** START Task data **

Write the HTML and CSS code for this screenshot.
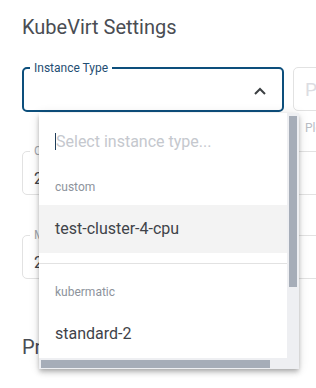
FILE: index.html
```html
<!DOCTYPE html>
<html lang="en">
<head>
  <meta charset="UTF-8">
  <meta name="viewport" content="width=device-width, initial-scale=1.0">
  <title>KubeVirt Settings</title>
  <link rel="stylesheet" href="styles.css">
</head>
<body>

  <div class="page">
    <!-- Section title -->
    <h2 class="section-title">KubeVirt Settings</h2>

    <!-- Form fields -->
    <div class="form-grid">
      <div class="form-field">
        <div class="outline focused">
          <span class="float-label">Instance Type</span>
          <span class="value"></span>
          <svg class="chevron" width="12" height="8" viewBox="0 0 12 8">
            <path d="M1 7 L6 2 L11 7" fill="none" stroke="#3c4043" stroke-width="2"/>
          </svg>
        </div>
        <div class="subscript"></div>
      </div>

      <div class="form-field">
        <div class="outline">
          <span class="placeholder">Preference</span>
        </div>
        <div class="subscript">Please select instance type first</div>
      </div>

      <div class="form-field">
        <div class="outline">
          <span class="float-label">CPUs</span>
          <span class="value">2</span>
        </div>
        <div class="subscript"></div>
      </div>

      <div class="form-field">
        <div class="outline"></div>
        <div class="subscript"></div>
      </div>

      <div class="form-field">
        <div class="outline">
          <span class="float-label">Memory (MB)</span>
          <span class="value">2048</span>
        </div>
        <div class="subscript"></div>
      </div>

      <div class="form-field">
        <div class="outline"></div>
        <div class="subscript"></div>
      </div>
    </div>

    <h2 class="section-title next">Provider Settings</h2>
  </div>

  <!-- Open select panel -->
  <div class="select-panel">
    <div class="panel-content">
      <div class="search-row">
        <span class="caret"></span>
        <span class="search-placeholder">Select instance type...</span>
      </div>

      <div class="group-label">custom</div>
      <div class="option active">test-cluster-4-cpu</div>

      <div class="divider"></div>

      <div class="group-label">kubermatic</div>
      <div class="option">standard-2</div>
    </div>

    <!-- Scrollbars -->
    <div class="v-track"><div class="v-thumb"></div></div>
    <div class="h-track"><div class="h-thumb"></div></div>
    <div class="corner"></div>
  </div>

</body>
</html>
```

FILE: styles.css
```css
/* Basic reset */
* {
  margin: 0;
  padding: 0;
  box-sizing: border-box;
  font-family: Roboto, "Liberation Sans", Arial, sans-serif;
}

body {
  width: 316px;
  height: 388px;
  overflow: hidden;
  background-color: #ffffff;
}

.page {
  padding: 13px 0 0 22px;
}

.section-title {
  font-size: 20px;
  line-height: 28px;
  font-weight: 400;
  color: #4a4d53;
  margin-bottom: 26px;
  white-space: nowrap;
}

.section-title.next {
  margin-top: 14px;
}

.form-grid {
  display: grid;
  grid-template-columns: 262px 262px;
  column-gap: 9px;
}

.outline {
  position: relative;
  display: flex;
  align-items: center;
  height: 44px;
  padding: 0 12px 0 11px;
  border: 1px solid #e2e2e2;
  border-radius: 5px;
}

.outline.focused {
  border: 2px solid #0d4f7c;
  padding: 0 16px 0 10px;
  height: 45px;
  margin-bottom: -1px;
}

/* Label sitting on the top border */
.float-label {
  position: absolute;
  top: -8px;
  left: 7px;
  padding: 0 4px;
  background-color: #ffffff;
  font-size: 12px;
  line-height: 14px;
  color: #a3a7ad;
  white-space: nowrap;
}

.focused .float-label {
  left: 6px;
  color: #1f4e73;
}

.value {
  flex: 1;
  padding-top: 12px;
  font-size: 16px;
  line-height: 20px;
  color: #3f4349;
}

.focused .value {
  padding-top: 0;
}

.chevron {
  margin-top: 2px;
}

.placeholder {
  font-size: 19px;
  color: #dcdde2;
}

.subscript {
  height: 40px;
  padding: 10px 0 0 12px;
  font-size: 12px;
  line-height: 14px;
  color: #b9bdc4;
  white-space: nowrap;
}

/* Select dropdown panel, lies over the form */
.select-panel {
  position: absolute;
  left: 39px;
  top: 113px;
  display: grid;
  grid-template-columns: 248px 12px;
  grid-template-rows: 245px 11px;
  background-color: #ffffff;
  box-shadow: 0 2px 4px -1px rgba(0, 0, 0, 0.2),
              0 4px 5px 0 rgba(0, 0, 0, 0.14),
              0 1px 10px 0 rgba(0, 0, 0, 0.12);
}

.panel-content {
  overflow: hidden;
}

.search-row {
  display: flex;
  align-items: center;
  height: 56px;
  padding-left: 16px;
}

.caret {
  width: 1px;
  height: 17px;
  background-color: #1f3d5a;
}

.search-placeholder {
  font-size: 16px;
  color: #c5c8ce;
  white-space: nowrap;
}

.group-label {
  height: 36px;
  line-height: 36px;
  padding-left: 16px;
  font-size: 12px;
  color: #8d939c;
}

.option {
  height: 48px;
  line-height: 48px;
  padding-left: 16px;
  font-size: 16px;
  color: #3f4349;
  white-space: nowrap;
}

.option.active {
  background-color: #f3f3f3;
}

.divider {
  margin: 10px 0;
  border-top: 1px solid #e2e2e2;
}

.v-track,
.h-track,
.corner {
  background-color: #eeeff2;
}

.v-thumb {
  width: 8px;
  height: 171px;
  margin: 3px 0 0 2px;
  background-color: #a6adb8;
}

.h-thumb {
  width: 229px;
  height: 8px;
  margin: 2px 0 0 2px;
  background-color: #a6adb8;
}
```
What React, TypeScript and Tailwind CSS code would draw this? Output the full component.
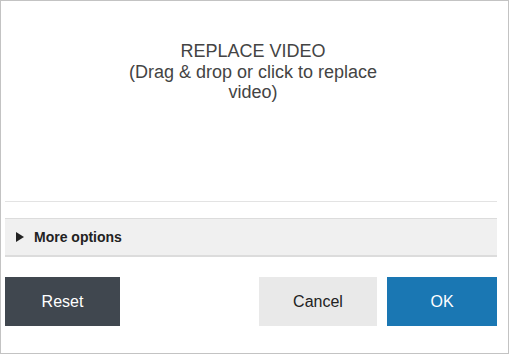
import React from "react";

export default function App() {
  return (
    <div className="w-[509px] h-[354px] border border-[#c3c3c3] bg-white flex flex-col pl-[4px] pr-[11px] font-['Liberation_Sans',Arial,sans-serif]">
      <div className="h-[200px] pt-[40px] flex justify-center mr-[-4px] cursor-pointer">
        <div className="w-[280px] text-center text-[18px] leading-[1.15] text-[#444444]">
          REPLACE VIDEO
          <br />
          (Drag &amp; drop or click to replace video)
        </div>
      </div>
      <div className="h-px bg-[#e3e3e3]" />
      <div className="mt-[16px] h-[39px] border-t border-t-[#dcdcdc] border-b-2 border-b-[#dcdcdc] bg-[#f0f0f0] flex items-center pl-[11px]">
        <svg width="8" height="10" viewBox="0 0 8 10" className="block">
          <polygon points="0,0 8,5 0,10" fill="#222222" />
        </svg>
        <span className="ml-[10px] text-[14px] font-bold text-[#222222]">More options</span>
      </div>
      <div className="mt-[20px] flex h-[49px]">
        <button className="w-[115px] h-full bg-[#40474f] text-white text-[16px]">Reset</button>
        <button className="ml-auto w-[118px] h-full bg-[#e9e9e9] text-[#222222] text-[16px]">Cancel</button>
        <button className="ml-[10px] w-[110px] h-full bg-[#1a77b3] text-white text-[16px]">OK</button>
      </div>
    </div>
  );
}
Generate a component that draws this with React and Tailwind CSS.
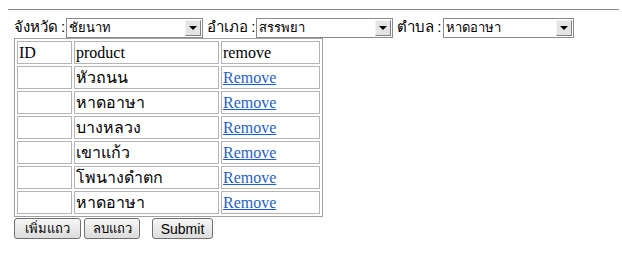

** END Task data **

[Exercise brief]
Only the lines from the one with "What React, TypeScript" through the one with "import React from" belong in your copy; retype them exactly and drop any pictures.

[Exercise answer]
What React, TypeScript and Tailwind CSS code would draw this? Output the full component.
import React from "react";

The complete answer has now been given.